**Data in this exercise**.
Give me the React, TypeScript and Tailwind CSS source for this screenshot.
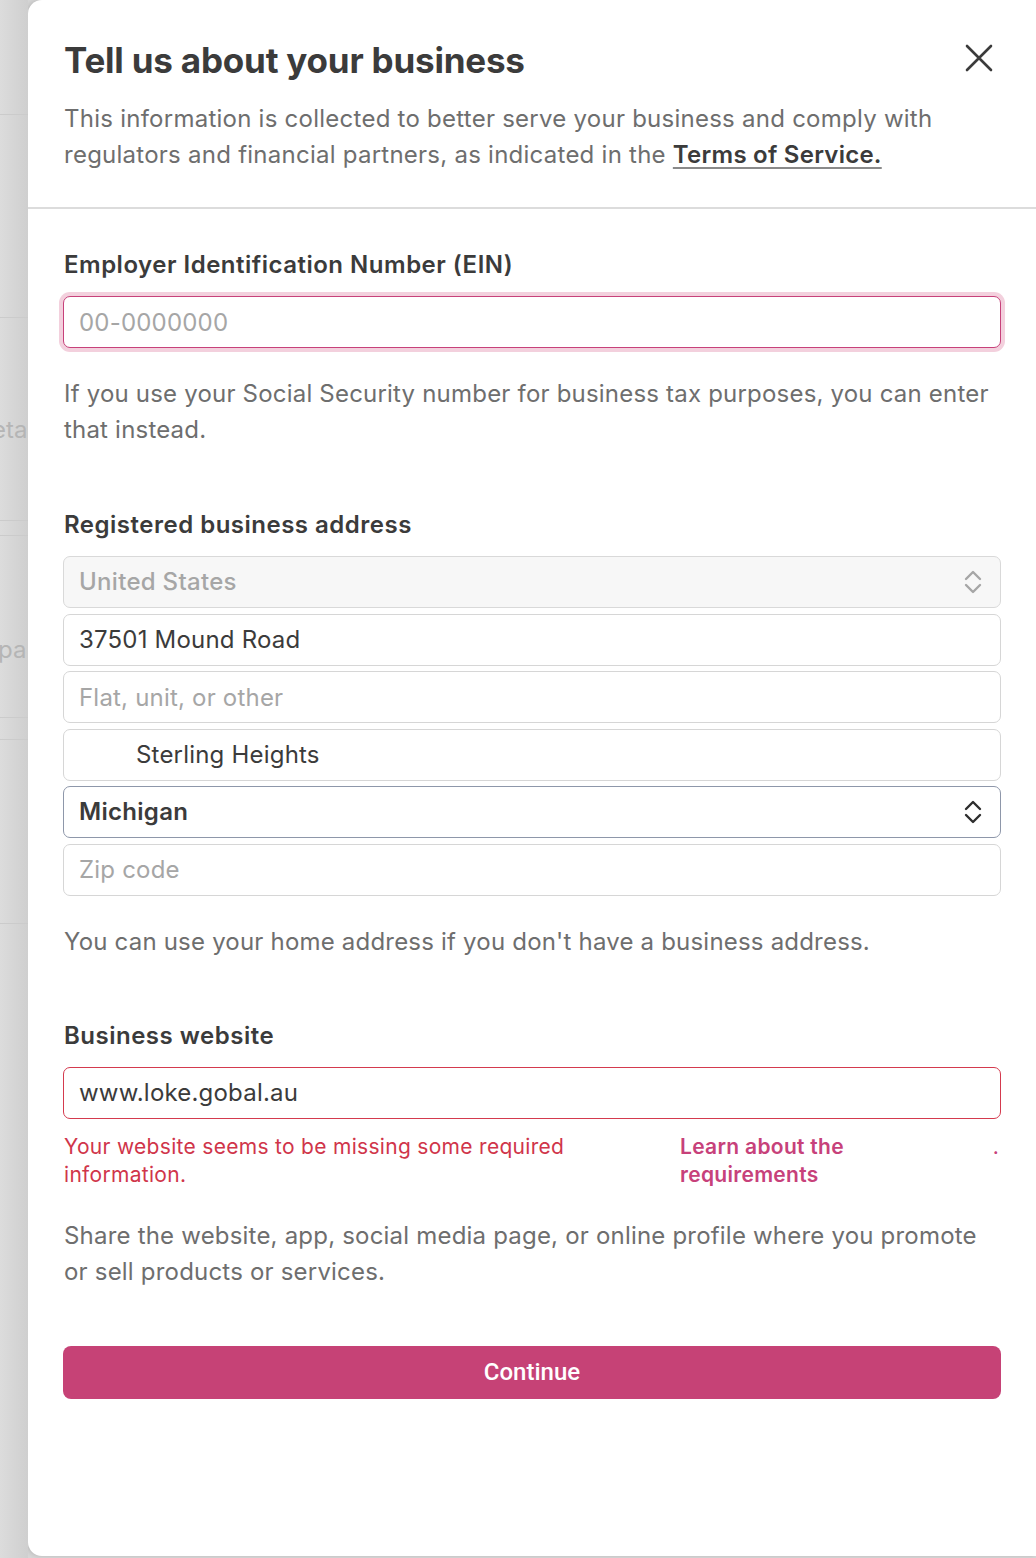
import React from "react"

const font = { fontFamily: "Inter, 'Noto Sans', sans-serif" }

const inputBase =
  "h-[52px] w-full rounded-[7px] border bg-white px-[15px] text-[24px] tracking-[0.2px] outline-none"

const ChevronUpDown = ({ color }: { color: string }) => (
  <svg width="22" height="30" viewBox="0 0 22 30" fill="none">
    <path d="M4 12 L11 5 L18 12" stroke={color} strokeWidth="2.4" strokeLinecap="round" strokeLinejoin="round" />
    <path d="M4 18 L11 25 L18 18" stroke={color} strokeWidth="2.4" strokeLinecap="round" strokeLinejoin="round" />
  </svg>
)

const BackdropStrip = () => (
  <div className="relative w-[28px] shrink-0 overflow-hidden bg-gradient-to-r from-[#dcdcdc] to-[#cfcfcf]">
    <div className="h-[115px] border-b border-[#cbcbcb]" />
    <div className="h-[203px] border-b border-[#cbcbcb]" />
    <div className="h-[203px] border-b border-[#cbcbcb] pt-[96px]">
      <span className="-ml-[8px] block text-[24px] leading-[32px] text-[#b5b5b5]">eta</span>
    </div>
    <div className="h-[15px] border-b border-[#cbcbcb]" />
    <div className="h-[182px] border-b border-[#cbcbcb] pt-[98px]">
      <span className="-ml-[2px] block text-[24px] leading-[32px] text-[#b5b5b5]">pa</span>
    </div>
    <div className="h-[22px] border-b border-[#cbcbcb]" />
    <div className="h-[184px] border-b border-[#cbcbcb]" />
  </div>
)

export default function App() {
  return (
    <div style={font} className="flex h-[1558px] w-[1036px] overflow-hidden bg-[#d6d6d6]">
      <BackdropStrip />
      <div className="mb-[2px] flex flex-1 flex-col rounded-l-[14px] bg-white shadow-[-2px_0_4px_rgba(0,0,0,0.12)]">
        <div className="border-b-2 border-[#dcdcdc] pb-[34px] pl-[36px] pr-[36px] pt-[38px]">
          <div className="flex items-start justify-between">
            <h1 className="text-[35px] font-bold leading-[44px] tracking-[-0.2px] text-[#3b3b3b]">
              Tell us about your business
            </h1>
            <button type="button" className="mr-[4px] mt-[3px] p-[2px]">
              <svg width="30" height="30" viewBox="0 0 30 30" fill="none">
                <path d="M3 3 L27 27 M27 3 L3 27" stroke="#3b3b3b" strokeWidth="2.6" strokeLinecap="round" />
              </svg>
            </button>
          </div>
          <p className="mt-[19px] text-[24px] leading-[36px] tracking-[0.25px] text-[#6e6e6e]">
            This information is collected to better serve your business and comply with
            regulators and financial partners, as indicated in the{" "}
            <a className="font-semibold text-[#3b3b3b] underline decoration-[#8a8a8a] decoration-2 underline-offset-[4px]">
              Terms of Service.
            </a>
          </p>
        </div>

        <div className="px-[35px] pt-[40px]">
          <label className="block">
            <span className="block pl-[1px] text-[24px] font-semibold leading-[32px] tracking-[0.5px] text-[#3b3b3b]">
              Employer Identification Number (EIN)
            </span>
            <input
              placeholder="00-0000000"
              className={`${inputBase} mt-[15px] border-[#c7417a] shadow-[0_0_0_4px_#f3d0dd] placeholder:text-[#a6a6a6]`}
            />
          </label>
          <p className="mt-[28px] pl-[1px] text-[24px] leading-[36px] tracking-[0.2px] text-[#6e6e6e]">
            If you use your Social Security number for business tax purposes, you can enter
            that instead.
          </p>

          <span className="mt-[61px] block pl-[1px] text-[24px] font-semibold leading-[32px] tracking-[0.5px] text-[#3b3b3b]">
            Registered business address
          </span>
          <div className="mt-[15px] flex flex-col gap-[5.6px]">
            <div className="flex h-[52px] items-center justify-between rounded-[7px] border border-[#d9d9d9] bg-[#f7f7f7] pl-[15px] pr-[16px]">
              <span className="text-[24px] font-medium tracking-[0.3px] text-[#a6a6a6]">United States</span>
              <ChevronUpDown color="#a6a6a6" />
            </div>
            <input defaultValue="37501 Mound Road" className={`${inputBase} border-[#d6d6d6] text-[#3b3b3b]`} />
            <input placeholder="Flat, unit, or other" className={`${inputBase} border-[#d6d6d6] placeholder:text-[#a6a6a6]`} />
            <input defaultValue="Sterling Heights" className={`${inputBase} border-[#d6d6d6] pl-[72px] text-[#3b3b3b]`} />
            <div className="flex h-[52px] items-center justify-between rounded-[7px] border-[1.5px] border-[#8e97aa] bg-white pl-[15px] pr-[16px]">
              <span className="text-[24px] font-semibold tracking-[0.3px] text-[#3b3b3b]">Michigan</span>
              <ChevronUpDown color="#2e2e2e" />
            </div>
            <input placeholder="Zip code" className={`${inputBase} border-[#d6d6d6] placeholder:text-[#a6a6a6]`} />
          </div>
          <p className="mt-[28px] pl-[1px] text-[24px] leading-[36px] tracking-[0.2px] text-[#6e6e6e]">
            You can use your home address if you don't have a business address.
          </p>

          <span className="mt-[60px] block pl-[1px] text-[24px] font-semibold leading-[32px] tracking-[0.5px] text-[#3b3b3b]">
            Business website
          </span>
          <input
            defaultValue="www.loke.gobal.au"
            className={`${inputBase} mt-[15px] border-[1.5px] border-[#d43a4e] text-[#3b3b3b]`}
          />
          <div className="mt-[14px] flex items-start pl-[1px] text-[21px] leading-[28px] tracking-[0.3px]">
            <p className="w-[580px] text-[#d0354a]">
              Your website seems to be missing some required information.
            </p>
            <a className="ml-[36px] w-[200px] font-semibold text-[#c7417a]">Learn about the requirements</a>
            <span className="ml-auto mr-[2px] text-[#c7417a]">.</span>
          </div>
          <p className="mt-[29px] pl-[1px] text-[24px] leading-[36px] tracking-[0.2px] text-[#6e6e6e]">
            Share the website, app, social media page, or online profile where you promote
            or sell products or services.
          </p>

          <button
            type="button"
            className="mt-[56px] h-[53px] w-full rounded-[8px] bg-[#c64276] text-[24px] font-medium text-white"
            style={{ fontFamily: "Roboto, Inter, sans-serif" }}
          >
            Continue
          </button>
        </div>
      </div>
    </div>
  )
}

--

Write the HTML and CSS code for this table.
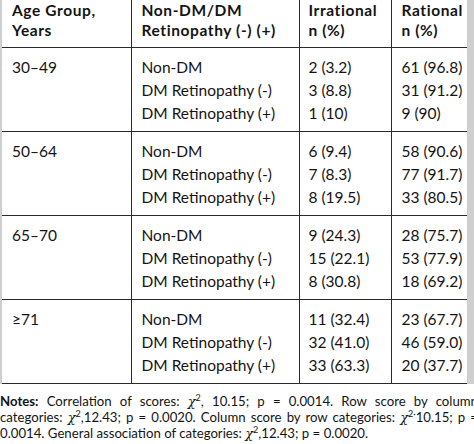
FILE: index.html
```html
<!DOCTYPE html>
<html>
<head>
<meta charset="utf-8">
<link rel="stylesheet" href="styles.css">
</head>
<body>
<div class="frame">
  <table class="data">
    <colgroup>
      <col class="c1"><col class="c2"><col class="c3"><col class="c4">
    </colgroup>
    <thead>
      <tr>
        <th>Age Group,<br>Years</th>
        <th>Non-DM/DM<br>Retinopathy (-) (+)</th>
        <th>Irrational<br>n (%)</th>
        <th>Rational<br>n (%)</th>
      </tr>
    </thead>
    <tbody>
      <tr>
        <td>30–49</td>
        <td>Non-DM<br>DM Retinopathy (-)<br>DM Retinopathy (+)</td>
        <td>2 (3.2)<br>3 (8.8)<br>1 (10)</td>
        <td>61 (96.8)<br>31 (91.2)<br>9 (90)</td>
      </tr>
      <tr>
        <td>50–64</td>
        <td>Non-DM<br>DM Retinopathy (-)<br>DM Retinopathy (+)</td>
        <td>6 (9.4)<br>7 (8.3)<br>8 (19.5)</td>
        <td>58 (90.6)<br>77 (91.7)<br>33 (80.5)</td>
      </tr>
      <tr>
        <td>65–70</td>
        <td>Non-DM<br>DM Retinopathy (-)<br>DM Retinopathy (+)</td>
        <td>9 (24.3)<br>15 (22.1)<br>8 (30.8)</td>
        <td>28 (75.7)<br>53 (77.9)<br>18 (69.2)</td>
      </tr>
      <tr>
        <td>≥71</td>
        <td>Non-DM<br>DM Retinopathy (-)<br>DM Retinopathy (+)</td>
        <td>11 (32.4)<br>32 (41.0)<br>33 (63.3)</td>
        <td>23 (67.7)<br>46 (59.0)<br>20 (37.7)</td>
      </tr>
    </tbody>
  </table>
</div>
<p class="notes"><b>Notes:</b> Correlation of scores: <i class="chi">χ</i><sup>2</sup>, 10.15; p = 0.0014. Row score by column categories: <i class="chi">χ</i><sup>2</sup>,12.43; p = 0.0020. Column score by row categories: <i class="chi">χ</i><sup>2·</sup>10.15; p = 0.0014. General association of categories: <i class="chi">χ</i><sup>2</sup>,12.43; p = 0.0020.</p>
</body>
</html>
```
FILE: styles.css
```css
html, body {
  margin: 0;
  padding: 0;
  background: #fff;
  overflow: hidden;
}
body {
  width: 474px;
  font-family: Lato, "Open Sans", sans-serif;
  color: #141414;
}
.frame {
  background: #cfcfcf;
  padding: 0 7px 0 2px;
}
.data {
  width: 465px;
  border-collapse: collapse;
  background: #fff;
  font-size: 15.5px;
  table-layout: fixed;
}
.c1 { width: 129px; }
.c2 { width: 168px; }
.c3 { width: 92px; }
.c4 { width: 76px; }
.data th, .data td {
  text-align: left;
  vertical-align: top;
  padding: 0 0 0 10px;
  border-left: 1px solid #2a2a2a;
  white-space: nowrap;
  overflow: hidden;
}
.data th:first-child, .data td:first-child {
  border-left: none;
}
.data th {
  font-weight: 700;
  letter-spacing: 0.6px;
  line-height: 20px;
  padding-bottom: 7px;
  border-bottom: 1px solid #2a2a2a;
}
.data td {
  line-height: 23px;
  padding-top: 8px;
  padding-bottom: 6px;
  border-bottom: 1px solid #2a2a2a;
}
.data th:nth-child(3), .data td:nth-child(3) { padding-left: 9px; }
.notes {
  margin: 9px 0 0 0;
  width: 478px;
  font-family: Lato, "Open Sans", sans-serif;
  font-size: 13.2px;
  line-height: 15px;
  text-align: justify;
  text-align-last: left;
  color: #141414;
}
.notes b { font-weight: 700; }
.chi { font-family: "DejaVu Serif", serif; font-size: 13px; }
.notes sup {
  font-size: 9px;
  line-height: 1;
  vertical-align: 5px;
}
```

==

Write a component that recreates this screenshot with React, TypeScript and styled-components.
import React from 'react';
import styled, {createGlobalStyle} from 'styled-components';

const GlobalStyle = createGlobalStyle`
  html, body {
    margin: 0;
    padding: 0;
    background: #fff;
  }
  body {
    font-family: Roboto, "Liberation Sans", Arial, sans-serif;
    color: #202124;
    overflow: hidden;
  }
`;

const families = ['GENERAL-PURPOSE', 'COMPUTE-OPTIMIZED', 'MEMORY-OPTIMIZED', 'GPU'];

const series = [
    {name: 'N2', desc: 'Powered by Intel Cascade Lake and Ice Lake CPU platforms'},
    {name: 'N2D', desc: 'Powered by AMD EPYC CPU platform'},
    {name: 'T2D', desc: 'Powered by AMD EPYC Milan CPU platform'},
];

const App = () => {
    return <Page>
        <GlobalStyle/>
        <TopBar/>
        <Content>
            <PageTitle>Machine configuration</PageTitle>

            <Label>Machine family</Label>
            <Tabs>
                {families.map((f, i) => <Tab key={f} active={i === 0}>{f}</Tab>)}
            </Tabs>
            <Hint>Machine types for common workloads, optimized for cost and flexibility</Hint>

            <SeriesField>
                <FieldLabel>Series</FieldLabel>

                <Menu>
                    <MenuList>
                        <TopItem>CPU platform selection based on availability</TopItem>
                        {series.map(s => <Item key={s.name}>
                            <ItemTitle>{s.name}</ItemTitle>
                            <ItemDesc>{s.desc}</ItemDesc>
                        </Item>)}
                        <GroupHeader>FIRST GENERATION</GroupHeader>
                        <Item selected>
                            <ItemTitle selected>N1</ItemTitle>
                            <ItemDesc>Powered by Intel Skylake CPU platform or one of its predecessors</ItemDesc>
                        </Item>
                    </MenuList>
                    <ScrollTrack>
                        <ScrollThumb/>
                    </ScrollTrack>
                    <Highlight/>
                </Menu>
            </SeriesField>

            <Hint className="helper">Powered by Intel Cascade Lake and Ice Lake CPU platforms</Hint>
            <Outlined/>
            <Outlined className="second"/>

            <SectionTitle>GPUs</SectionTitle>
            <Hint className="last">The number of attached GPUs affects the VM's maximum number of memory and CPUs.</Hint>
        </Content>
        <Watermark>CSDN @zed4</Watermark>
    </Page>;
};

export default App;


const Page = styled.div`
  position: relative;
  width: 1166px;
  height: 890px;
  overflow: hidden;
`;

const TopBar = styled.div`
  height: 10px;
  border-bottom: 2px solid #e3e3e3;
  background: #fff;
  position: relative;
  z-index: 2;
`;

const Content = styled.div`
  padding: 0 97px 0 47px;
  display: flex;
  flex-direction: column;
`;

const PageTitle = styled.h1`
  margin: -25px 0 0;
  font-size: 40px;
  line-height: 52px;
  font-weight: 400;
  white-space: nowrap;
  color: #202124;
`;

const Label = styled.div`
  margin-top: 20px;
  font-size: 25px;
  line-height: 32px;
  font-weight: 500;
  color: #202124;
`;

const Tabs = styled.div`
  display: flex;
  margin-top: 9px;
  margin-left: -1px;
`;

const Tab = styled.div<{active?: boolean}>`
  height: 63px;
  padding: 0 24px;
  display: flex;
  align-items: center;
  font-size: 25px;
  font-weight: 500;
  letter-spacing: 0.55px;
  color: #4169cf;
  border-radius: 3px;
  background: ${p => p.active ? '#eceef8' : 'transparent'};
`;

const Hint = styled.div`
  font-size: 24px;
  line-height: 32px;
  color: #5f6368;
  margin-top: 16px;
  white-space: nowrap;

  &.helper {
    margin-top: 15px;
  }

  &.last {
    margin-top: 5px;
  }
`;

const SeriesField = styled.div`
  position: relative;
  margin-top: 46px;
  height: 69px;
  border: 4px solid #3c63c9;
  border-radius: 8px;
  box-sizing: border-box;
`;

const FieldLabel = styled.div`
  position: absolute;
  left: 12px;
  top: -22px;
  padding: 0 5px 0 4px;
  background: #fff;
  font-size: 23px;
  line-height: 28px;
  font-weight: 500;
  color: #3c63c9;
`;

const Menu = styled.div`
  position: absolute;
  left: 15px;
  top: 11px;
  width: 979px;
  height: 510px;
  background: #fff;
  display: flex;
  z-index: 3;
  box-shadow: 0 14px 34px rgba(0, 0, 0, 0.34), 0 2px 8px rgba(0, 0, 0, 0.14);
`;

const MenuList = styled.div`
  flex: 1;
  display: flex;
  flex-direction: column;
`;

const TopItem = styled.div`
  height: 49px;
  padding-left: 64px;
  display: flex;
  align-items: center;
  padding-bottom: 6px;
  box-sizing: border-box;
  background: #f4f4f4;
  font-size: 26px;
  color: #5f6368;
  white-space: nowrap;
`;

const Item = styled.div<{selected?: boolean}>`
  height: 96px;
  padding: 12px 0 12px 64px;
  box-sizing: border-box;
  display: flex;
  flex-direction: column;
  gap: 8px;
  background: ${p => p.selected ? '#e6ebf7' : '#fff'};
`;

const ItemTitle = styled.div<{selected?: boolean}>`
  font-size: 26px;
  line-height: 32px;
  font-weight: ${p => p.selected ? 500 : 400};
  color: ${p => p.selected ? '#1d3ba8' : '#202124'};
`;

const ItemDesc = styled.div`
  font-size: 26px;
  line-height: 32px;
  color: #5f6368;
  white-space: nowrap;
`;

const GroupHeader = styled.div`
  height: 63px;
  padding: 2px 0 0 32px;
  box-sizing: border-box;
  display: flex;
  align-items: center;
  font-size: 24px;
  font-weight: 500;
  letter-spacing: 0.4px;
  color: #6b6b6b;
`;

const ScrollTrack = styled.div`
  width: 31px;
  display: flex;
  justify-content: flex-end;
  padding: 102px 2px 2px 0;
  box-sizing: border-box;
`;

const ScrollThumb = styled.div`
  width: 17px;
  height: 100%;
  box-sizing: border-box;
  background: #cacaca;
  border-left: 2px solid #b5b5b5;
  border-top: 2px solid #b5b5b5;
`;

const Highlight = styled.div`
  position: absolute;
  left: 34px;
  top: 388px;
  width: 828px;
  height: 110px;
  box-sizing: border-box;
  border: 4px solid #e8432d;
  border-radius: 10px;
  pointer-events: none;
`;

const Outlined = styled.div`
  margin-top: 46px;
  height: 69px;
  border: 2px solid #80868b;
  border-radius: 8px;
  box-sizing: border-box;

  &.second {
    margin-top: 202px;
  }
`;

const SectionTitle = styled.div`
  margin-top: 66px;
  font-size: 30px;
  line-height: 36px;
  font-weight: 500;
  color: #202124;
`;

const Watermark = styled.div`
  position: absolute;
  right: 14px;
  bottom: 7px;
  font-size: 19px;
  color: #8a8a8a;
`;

**What to do**.
In the listing above, find the line with "Give me the" and the line with "w-full rounded-[7px] border". Copy both of them and every line between, exactly, but not the pictures.

**Correct answer**.
Give me the React, TypeScript and Tailwind CSS source for this screenshot.
import React from "react"

const font = { fontFamily: "Inter, 'Noto Sans', sans-serif" }

const inputBase =
  "h-[52px] w-full rounded-[7px] border bg-white px-[15px] text-[24px] tracking-[0.2px] outline-none"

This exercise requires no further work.